Michael Anderson, home on leave, was arrested Wednesday morning after he arrived at a Starbucks cafe in Marshfield expecting to meet the girl.

He was charged with attempting to commit statutory rape, attempting to commit a crime and dissemination of harmful material to a minor.

The arrest followed undercover work by a Plymouth County deputy sheriff who posed as a young girl in Internet chat rooms and spent at least two weeks chatting online with Anderson.

"Anderson seemed to focus on this person who he thought was a young girl" and wanted to meet her for a sexual relation, said Marshfield police Lt. Robert Wright.

Wright said this is the third time since October that a special unit made up of officers from Marshfield and the Plymouth County District Attorney's office have made such an arrest.

Anderson was scheduled to be shipped out to Germany next month, Wright said. It was unclear how the charges would affect his Army status.

_Copyright 2005 by The Associated Press. All rights reserved. This material may not be published, broadcast, rewritten or redistributed._


----------



## Cinderella (Jun 17, 2005)

hmmmm scary!


----------



## msw (Jul 19, 2004)

Quite a bit of this going on, been going on for awhile. About 8 years ago, I worked with a task force that set up these perverts with similar "stings". Having previously worked undercover narcotics in West Hollywood, I thought I had seen most of the sick sh^t out there. But these guys were even sicker. Invariably, when we finally lured one into our trap, and threw them on the floor and put the cuffs on them, they whined and cried like the little pussies that they were.


----------



## Nancy (Aug 25, 2005)

Perverts in West Hollywood!?! C'mon now! 

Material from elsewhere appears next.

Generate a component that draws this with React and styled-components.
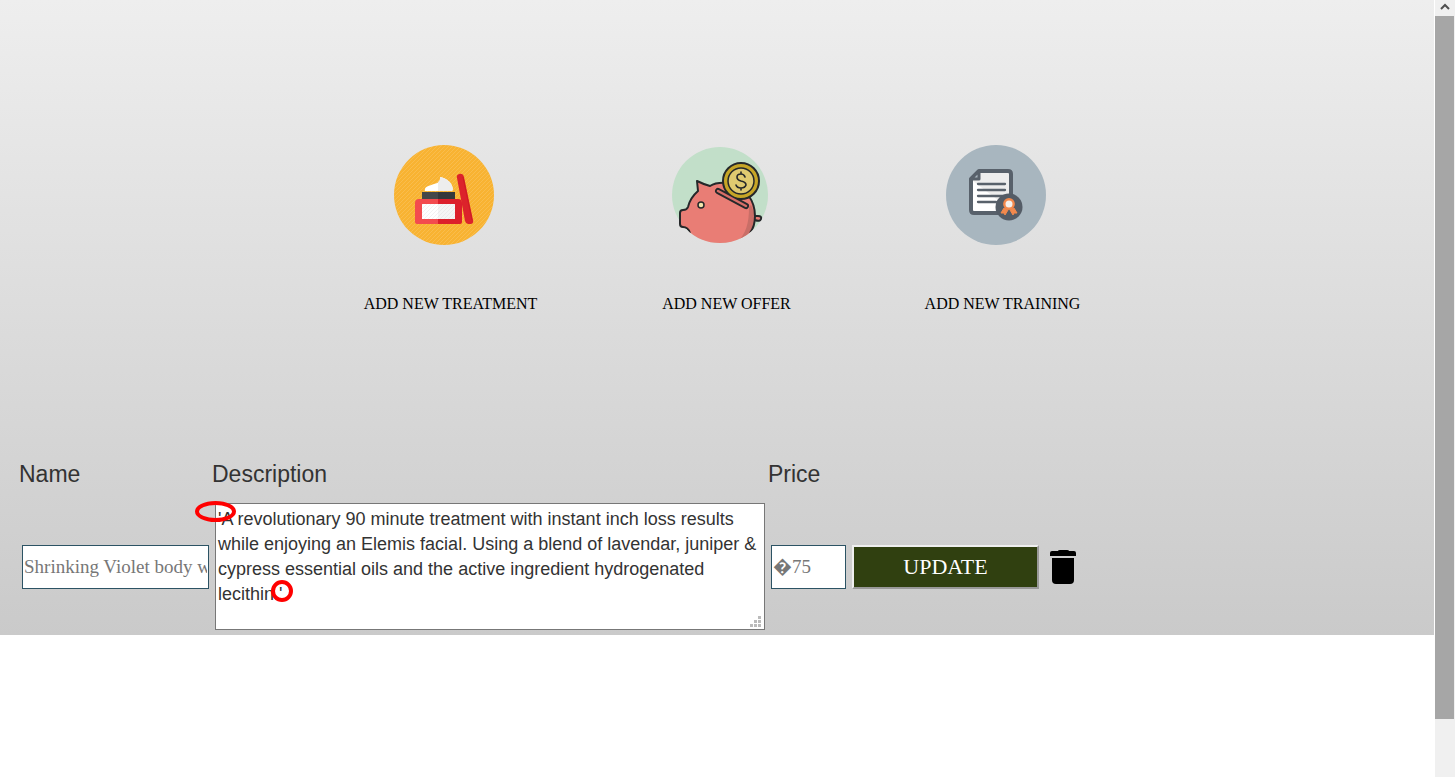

I'm from West Hollywood, although currently in New Jersey. I was there for Halloween a couple of months ago and with all of the "macho" costumes it was hard to tell who the real sheriffs were. I can't wait to move back!

Nancy


----------



## Guest (Jan 3, 2006)

This problem is a lot worse than many think. Check this out;

http://www.perverted-justice.com


----------



## Officer Dunngeon (Aug 16, 2002)

Perverted Justice is a great website. They are regular people that have chat conversations online with would-be pedophiles and try to expose these sickos for what they are. They post pictures, phone numbers and addresses (when available) of these creeposa and do all they can to get local law enforcement involved. I read about an army soldier from Maryland (I think?) that was thrown out of the service and convicted last year from an online chat conversation with who he thought was a 13 year old girl. Not too many of these are from MA, but it's still a great read. Scary as hell, too.


----------



## no$.10 (Oct 18, 2005)

_Delta784- "This problem is a lot worse than many think. Check this out;_

_www.perverted-justice.com"_

OMG- I just spent a few minutes reading that crap. Just when you think you can't be shocked. What a *sick *bunch out there.:HS:


----------



## Cinderella (Jun 17, 2005)

Omg sick is not a strong enough word for these ppl:shock: 

i just had a quick look at that site .. makes u wonder what the hell is wrong with ppl
who are supposed to be adults!


----------



## Guest (Jan 4, 2006)

Officer Dunngeon said:


> Perverted Justice is a great website.


If you haven't yet, be sure to check out the forums, especially the "follow-up" section. That's where the amateur detectives go to work, and it's amazing how quickly they can sometimes find the real identities of these people.


----------



## Nachtwächter (Dec 9, 2005)

DC PD WTF?

http://www.perverted-justice.com/?archive=srcox520









This wannabe pedo tried to solicit cuteasabutton_1989, a 13 year old girl
... or so they thought!


----------



## Guest (Jan 4, 2006)

Nachtwächter said:


> DC PD WTF?


IIRC, they also bagged a campus cop in Boston, but were unable to confirm it.

Scary, isn't it?


----------



## Officer Dunngeon (Aug 16, 2002)

Boston College PD, it was... or so he said.


----------